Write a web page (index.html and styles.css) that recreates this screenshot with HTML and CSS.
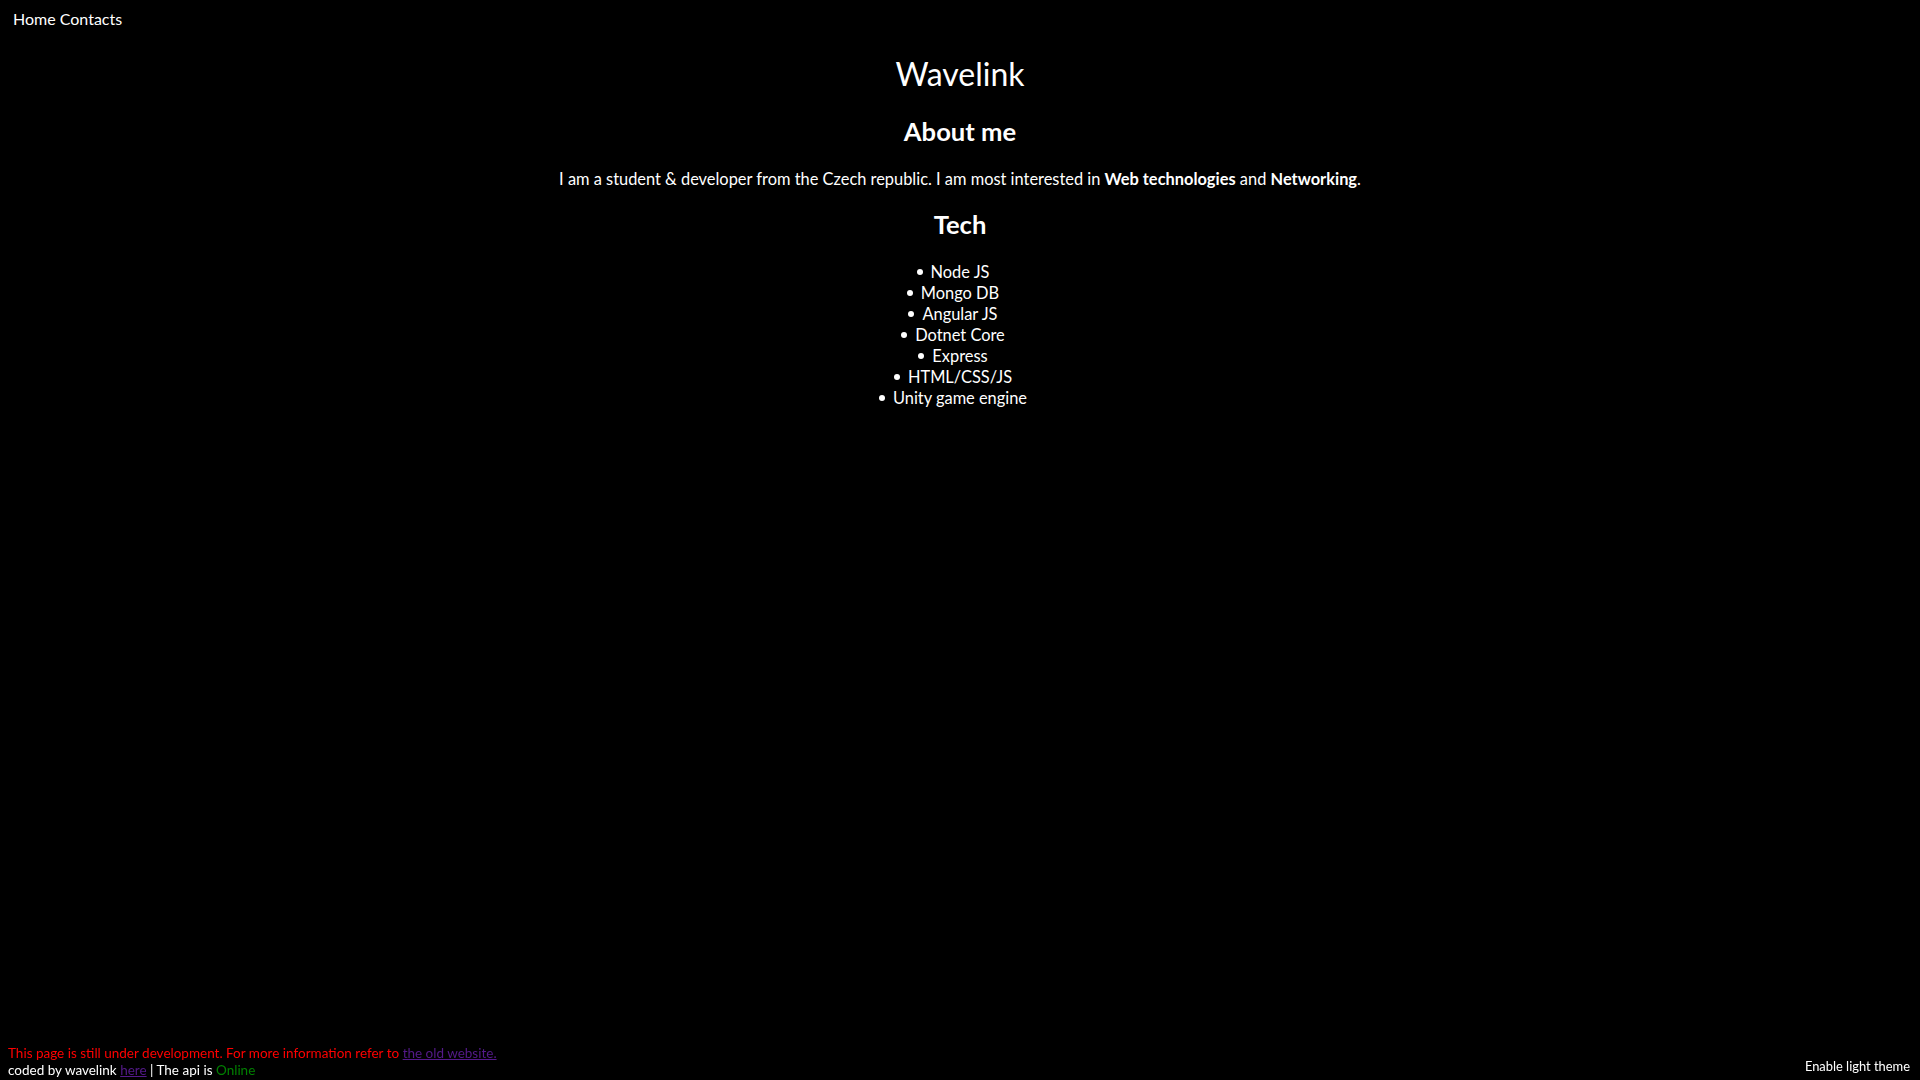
FILE: index.html
```html
<!DOCTYPE html>
<html lang="en">
<head>
<meta charset="utf-8">
<title>Wavelink</title>
<link rel="stylesheet" href="styles.css">
</head>
<body>
<nav class="nav">
  <a class="nav-link" href="#">Home</a>
  <a class="nav-link" href="#">Contacts</a>
</nav>
<main class="main">
  <h1 class="title">Wavelink</h1>
  <h2 class="heading">About me</h2>
  <p class="about">I am a student &amp; developer from the Czech republic. I am most interested in <b>Web technologies</b> and <b>Networking</b>.</p>
  <h2 class="heading">Tech</h2>
  <ul class="tech">
    <li><span class="item">Node JS</span></li>
    <li><span class="item">Mongo DB</span></li>
    <li><span class="item">Angular JS</span></li>
    <li><span class="item">Dotnet Core</span></li>
    <li><span class="item">Express</span></li>
    <li><span class="item">HTML/CSS/JS</span></li>
    <li><span class="item">Unity game engine</span></li>
  </ul>
</main>
<footer class="footer">
  <div class="warn">This page is still under development. For more information refer to <a class="visited" href="#">the old website.</a></div>
  <div class="credits">coded by wavelink <a class="visited" href="#">here</a> | The api is <span class="online">Online</span></div>
</footer>
<button class="theme-btn" type="button">Enable light theme</button>
</body>
</html>
```
FILE: styles.css
```css
html, body {
  background: #000;
  color: #fff;
}
body {
  margin: 8px;
  font-family: Lato, "Open Sans", sans-serif;
  font-size: 16.4px;
  line-height: 1.3;
}
.nav {
  padding-top: 1px;
  padding-left: 5px;
  font-size: 16px;
}
.nav-link {
  color: #fff;
  text-decoration: none;
}
.main {
  text-align: center;
}
.title {
  font-size: 32px;
  font-weight: normal;
  line-height: 1.33;
  margin: 23px 0 20.5px;
}
.heading {
  font-size: 25.6px;
  font-weight: bold;
  line-height: 1.25;
  margin: 19.92px 0;
}
.about {
  margin: 16px 0;
}
.tech {
  list-style: none;
  padding: 0;
  margin: 16px 0;
}
.tech li {
  text-align: center;
  line-height: 21px;
}
.item {
  position: relative;
}
.item::before {
  content: "";
  position: absolute;
  right: calc(100% + 8px);
  top: 50%;
  width: 6px;
  height: 6px;
  margin-top: -2px;
  border-radius: 50%;
  background: #fff;
}
.footer {
  position: fixed;
  left: 8px;
  bottom: 2px;
  font-size: 13.5px;
  line-height: 16.5px;
}
.warn {
  color: #ff0000;
}
.credits {
  color: #fff;
}
.visited {
  color: #551a8b;
}
.online {
  color: #008000;
}
.theme-btn {
  position: fixed;
  right: 10px;
  bottom: 6px;
  background: transparent;
  border: none;
  color: #fff;
  font-family: Lato, "Open Sans", sans-serif;
  font-size: 12.9px;
  padding: 0;
}
```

[Aim of the exercise]
What is the number of lines that contain "page"? Reply with that number alone.

[Task response]
2